Repeatedly, Lohn emphasized that the administration intends to protect creatures reproducing on their own in the wild rather than simply relying on hatcheries to pump out millions of smolts indefinitely.
"We're not saying that all these fish are contributing equally," he said.
Even so, conservation representatives and scientists who advised NMFS in the past questioned whether Lohn's stated intentions will stand up to legal scrutiny. By counting hatchery-raised fish alongside those spawned in the wild, they say the government may have effectively painted itself into a corner from a legal point of view.
"In the future, you actually could de-list (species) based on their abundance standard," said David Moryc, with American Rivers in Portland. "It leaves open the door for mischief in the future."
In the meantime, fishing groups worry the policy will lead to new harvest restrictions. They say NMFS could find itself in the ironic predicament of "protecting" an endangered hatchery-raised fish that was raised to be caught, killed and filleted.
"The implication for the fishing industry is more restrictions, not less," said Glen Spain, Northwest regional director of the Pacific Coast Federation of Fishermen's Associations. "And those are precisely the people who didn't cause the problem."
Administration officials say they are focused on continuing to make habitat improvements. Conrad Lautenbacher, the commerce undersecretary who oversees the fisheries service, announced a $25.8 million federal grant for the Washington Salmon Recovery Funding Board to improve stream habitat.
He called it the latest installation of funding designed to emphasize President Bush's interest in restoring "naturally spawning salmon and the ecosystems on which they depend."

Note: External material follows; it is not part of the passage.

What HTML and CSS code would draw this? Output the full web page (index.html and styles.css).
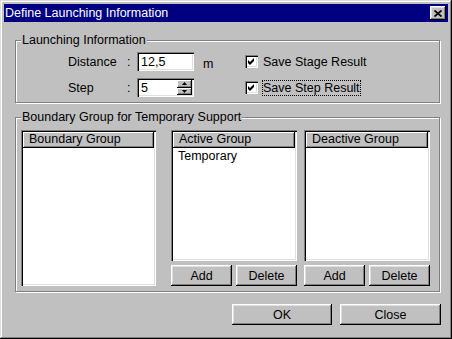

Previously: U.S. District Judge Michael Hogan, deciding a lawsuit brought by a property rights group, ruled in September 2001 that the National Marine Fisheries Service erred in lumping hatchery-raised and wild Oregon coastal coho salmon into a single group, then giving Endangered Species Act protection only to the wild fish.
What's new: The Bush administration on Friday released a long-awaited revision of its hatchery policy to comply with Hogan's ruling. It also reassessed all ESA-listed stocks of West Coast salmon and steelhead in light of the new policy's edict to count wild and hatchery-raised fish together.